In an effort to enhance the regulation of foreign exchange, the Central Bank of Nigeria (CBN) has declared that it will cease to approve requests from authorized dealers for the extension of repatriation of export proceeds on behalf of their clients.
This decision, which takes effect immediately, was communicated through a circular signed by W.J. Kanya, the acting director of the Trade and Exchange Department.
The circular, directed to all authorized dealers and the public, underscores the importance of strict compliance with the guidelines set forth in the foreign exchange manual (Revised Edition, March 2018).

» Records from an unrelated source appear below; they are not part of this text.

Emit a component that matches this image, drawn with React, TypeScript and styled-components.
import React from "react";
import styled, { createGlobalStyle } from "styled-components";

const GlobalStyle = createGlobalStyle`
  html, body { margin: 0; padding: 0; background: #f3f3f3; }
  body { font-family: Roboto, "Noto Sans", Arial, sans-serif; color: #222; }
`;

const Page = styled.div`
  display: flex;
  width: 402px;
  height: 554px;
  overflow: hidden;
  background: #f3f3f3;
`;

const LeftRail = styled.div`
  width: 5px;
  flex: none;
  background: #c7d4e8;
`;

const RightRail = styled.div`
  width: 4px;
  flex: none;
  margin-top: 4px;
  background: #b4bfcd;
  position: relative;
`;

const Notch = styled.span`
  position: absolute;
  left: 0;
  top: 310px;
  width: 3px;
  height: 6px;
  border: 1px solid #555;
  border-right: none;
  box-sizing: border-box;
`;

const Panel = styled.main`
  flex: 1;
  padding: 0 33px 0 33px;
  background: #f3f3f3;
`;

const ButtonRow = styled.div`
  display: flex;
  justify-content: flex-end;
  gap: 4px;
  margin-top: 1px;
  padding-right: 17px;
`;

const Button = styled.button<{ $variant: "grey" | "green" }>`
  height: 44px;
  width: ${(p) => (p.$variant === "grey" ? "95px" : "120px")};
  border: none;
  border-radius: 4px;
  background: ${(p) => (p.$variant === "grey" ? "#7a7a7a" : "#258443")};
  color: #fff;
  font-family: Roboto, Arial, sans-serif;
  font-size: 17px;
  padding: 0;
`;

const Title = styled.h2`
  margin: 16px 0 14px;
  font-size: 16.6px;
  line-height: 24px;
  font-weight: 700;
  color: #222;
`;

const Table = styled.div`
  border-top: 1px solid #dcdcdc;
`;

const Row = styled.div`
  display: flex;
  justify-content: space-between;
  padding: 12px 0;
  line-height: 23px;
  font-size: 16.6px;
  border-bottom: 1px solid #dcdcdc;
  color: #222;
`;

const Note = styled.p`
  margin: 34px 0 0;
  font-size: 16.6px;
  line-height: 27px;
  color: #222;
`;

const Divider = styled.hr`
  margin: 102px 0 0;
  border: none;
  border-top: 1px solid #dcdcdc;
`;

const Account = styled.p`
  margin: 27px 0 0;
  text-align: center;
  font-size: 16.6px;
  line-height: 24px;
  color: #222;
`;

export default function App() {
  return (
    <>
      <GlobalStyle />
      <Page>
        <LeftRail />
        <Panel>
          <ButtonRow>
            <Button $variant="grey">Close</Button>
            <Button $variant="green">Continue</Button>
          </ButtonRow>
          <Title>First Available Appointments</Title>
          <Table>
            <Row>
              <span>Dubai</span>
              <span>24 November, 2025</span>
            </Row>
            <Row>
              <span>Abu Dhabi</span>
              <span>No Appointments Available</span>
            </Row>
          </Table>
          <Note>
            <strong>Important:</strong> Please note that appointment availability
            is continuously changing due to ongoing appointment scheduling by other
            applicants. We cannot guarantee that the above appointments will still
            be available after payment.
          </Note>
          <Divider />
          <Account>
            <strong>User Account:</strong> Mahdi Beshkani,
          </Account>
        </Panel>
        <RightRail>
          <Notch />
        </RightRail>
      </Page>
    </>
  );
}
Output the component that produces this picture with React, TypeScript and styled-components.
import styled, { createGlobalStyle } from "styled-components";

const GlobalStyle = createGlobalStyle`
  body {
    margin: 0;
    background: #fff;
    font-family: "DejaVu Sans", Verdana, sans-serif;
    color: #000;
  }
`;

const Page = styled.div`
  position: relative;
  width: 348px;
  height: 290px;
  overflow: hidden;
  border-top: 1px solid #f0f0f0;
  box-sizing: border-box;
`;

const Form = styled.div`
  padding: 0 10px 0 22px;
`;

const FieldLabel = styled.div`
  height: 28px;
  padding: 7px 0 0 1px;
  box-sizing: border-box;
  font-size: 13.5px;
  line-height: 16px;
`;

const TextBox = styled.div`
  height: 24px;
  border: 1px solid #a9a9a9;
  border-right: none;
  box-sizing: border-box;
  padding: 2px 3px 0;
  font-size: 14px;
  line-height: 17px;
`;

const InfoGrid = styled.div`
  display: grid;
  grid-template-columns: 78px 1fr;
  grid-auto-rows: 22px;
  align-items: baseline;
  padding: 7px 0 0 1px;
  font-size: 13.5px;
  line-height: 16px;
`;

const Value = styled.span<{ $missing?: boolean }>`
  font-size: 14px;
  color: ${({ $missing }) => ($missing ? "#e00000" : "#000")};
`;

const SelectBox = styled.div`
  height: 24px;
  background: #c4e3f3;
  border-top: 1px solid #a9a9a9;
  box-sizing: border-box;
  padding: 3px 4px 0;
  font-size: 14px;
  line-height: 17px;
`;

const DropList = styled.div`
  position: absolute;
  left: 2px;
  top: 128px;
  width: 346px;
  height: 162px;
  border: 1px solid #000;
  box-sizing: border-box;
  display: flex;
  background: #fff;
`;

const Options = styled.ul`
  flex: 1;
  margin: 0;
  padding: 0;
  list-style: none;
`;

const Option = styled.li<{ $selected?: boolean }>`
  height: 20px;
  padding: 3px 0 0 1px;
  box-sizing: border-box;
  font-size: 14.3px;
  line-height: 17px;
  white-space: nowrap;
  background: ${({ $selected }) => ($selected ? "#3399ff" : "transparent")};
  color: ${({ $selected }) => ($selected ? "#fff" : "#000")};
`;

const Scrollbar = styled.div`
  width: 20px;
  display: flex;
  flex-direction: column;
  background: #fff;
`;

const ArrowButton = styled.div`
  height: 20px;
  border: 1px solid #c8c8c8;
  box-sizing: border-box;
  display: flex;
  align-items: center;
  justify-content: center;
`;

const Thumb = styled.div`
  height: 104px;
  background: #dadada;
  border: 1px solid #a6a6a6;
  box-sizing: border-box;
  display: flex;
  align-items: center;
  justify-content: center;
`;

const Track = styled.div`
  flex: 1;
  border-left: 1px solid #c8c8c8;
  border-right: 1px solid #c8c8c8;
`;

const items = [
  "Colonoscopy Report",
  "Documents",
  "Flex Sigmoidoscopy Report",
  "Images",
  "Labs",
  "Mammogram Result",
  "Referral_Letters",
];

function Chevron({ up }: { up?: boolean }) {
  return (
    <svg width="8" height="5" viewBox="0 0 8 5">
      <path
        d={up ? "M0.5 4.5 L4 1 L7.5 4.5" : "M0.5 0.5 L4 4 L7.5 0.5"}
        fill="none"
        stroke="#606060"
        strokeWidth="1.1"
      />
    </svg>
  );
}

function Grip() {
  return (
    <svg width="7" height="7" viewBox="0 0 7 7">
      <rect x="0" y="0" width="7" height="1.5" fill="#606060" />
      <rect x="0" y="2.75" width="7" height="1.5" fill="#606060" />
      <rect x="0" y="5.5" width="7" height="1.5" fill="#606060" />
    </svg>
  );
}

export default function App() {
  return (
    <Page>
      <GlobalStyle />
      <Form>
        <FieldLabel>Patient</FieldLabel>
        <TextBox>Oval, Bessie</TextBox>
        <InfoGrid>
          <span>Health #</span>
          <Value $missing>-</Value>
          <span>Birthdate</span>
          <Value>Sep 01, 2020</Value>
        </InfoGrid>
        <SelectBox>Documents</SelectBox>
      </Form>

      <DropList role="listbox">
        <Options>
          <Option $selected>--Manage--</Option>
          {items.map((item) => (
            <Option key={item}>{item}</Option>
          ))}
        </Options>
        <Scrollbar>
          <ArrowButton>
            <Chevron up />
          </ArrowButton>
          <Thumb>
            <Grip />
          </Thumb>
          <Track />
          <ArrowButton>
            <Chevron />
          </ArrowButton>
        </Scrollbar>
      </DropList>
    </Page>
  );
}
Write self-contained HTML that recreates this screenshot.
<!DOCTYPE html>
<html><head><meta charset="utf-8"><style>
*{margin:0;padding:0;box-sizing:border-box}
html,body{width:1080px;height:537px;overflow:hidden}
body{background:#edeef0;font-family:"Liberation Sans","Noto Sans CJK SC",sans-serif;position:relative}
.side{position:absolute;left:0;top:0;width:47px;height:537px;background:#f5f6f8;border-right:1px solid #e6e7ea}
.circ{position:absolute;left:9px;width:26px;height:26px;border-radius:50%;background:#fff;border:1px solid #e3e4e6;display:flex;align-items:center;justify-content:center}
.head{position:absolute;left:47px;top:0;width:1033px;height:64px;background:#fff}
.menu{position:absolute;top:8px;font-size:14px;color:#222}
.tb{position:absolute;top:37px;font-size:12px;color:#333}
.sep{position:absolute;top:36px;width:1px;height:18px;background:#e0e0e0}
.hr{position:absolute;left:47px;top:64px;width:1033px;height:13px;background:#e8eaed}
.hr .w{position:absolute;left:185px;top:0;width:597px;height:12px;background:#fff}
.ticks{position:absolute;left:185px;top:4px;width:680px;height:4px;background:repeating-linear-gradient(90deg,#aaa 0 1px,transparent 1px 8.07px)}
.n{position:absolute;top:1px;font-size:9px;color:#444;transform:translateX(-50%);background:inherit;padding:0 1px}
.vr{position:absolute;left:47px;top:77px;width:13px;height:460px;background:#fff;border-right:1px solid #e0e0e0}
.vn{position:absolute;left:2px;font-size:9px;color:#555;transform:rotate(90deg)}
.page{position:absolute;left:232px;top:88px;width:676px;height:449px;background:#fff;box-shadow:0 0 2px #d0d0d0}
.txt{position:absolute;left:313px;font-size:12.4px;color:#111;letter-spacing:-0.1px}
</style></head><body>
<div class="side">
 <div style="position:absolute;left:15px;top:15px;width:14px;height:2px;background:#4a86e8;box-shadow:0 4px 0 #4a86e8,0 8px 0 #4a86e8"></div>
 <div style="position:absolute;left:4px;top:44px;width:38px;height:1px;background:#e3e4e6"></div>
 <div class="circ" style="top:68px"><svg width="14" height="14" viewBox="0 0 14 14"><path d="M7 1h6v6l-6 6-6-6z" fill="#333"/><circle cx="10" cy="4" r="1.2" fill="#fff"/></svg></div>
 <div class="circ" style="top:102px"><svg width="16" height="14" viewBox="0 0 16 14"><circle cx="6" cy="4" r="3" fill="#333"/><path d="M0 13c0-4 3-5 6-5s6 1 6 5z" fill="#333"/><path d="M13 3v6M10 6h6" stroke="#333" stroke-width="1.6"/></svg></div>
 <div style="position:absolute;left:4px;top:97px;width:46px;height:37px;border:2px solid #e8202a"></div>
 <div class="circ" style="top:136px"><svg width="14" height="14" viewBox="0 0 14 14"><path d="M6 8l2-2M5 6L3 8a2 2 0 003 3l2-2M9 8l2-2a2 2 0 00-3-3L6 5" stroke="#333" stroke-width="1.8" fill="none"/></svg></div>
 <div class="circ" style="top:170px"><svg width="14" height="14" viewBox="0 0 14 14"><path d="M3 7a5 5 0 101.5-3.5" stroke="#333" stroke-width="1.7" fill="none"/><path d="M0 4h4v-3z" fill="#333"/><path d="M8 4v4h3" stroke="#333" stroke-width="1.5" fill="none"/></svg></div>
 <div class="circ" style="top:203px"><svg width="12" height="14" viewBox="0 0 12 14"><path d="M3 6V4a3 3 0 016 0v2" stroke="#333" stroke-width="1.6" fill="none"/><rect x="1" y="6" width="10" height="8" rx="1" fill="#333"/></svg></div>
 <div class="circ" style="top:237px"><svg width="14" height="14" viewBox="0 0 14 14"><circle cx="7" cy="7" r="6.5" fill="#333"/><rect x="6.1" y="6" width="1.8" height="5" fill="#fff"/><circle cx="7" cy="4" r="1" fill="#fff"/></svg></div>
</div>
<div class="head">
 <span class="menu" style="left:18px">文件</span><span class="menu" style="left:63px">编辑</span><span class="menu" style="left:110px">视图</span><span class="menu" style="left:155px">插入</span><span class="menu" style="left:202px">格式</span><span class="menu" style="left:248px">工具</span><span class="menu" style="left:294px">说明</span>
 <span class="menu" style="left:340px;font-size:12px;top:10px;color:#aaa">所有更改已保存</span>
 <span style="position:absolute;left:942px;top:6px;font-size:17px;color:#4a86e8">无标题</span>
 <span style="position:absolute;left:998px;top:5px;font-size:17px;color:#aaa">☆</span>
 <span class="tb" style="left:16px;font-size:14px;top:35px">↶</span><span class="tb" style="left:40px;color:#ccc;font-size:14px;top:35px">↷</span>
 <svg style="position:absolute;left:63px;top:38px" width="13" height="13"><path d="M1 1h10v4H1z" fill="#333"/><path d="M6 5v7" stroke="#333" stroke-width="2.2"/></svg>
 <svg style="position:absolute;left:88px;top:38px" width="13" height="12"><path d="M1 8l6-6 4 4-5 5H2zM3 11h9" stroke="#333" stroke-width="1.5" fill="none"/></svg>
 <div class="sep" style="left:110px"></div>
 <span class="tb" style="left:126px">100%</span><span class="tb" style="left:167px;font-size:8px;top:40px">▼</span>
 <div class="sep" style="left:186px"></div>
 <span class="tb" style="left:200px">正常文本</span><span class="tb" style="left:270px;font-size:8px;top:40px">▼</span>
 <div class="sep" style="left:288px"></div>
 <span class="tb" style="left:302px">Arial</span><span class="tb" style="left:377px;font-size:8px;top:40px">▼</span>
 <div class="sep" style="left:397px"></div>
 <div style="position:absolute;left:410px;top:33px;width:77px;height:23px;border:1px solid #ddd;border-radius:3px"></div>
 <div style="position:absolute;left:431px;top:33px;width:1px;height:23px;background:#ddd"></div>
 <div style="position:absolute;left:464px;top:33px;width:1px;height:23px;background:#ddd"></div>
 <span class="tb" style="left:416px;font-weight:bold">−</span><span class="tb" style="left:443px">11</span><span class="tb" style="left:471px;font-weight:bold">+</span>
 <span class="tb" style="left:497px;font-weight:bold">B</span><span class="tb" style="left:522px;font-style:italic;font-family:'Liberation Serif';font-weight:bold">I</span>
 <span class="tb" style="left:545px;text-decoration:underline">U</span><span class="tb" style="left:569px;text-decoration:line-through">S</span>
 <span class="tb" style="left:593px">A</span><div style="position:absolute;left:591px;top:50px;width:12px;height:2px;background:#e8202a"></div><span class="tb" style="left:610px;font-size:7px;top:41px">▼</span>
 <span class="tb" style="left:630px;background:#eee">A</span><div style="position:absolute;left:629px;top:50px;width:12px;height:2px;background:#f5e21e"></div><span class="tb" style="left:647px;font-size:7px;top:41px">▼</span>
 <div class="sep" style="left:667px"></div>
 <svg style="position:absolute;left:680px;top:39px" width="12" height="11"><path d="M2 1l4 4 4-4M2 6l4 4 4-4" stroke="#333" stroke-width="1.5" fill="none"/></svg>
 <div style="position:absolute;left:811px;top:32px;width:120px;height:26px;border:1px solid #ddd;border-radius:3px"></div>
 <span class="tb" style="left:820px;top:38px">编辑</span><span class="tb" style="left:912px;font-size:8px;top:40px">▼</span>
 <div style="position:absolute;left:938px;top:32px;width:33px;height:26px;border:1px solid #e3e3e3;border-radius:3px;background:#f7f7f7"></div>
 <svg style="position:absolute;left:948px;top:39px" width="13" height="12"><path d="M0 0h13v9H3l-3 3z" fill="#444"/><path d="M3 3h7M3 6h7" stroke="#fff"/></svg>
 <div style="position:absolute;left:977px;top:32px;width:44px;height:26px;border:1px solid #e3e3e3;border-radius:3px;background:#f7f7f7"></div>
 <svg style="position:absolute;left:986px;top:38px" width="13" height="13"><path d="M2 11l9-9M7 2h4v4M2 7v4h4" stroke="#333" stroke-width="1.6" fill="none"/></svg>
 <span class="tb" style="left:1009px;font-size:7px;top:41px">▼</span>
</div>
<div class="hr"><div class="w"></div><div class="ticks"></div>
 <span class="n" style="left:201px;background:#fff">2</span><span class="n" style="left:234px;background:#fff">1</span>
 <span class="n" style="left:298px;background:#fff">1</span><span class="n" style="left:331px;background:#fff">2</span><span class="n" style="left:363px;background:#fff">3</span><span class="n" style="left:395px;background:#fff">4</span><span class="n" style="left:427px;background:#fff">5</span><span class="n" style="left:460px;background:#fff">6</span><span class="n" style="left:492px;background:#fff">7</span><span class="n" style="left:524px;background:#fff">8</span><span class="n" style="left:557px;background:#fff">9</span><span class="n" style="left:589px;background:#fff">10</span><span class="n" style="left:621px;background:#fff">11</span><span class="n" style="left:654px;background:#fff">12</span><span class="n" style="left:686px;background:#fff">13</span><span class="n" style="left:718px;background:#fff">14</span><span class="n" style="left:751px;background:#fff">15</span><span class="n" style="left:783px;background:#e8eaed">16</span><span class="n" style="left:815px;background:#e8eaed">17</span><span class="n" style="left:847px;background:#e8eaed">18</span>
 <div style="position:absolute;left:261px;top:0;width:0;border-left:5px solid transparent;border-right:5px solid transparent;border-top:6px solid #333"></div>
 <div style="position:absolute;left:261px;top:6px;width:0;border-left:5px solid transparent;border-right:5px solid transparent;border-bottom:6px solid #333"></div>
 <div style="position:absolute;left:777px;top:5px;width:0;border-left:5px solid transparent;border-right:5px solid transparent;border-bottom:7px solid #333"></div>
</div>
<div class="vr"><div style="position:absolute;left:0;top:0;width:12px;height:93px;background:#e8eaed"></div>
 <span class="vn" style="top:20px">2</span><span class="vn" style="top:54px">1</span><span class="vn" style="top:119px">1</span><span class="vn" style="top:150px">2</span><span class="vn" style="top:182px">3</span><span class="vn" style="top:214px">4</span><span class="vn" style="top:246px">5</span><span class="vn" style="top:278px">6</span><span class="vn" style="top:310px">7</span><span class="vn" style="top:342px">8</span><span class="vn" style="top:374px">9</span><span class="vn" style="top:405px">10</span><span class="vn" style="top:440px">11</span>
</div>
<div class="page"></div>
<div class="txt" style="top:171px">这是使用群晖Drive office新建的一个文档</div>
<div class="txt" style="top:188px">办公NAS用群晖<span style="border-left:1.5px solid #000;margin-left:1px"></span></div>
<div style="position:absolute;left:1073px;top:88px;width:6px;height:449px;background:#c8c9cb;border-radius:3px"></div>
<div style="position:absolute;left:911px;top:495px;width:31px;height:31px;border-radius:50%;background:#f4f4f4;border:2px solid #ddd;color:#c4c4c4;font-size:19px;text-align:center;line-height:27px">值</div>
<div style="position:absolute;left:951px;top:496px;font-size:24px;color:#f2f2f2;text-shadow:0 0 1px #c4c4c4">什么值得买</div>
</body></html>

In particular, the notice emphasizes that the proceeds from both oil and non-oil exports must be repatriated and deposited into the exporters’ export proceeds domiciliary accounts within 180 days for oil and gas exports and 90 days for non-oil exports, commencing from the date of the bill of lading.
“This is a clear directive that aims to ensure prompt and efficient repatriation of export proceeds, which is vital for the stability of our foreign exchange market,” said an analyst. “It is critical for both oil and non-oil exporters to comply with this regulation to avoid any disruptions in their dealings with authorised dealers.”
Authorized dealer banks are now mandated to inform their clients about this new directive and ensure adherence. This initiative aims to improve the liquidity of the foreign exchange market by minimizing delays in the repatriation of export proceeds, which has recently been a major concern for the Central Bank of Nigeria (CBN).
The CBN's initiative reflects its ongoing commitment to fortifying the nation's foreign exchange policy framework and ensuring prompt compliance with regulations that foster economic stability.
With the implementation of this new measure, exporters will need to modify their operations accordingly, with banks playing a crucial role in ensuring compliance with the stipulated 180-day and 90-day timelines. The central bank has emphasized the necessity of following these deadlines, warning that non-compliance may result in consequences for both exporters and the banks managing their transactions.
The halt on extension requests is viewed as part of a comprehensive strategy to tackle Nigeria's persistent issues related to foreign currency management and economic stability.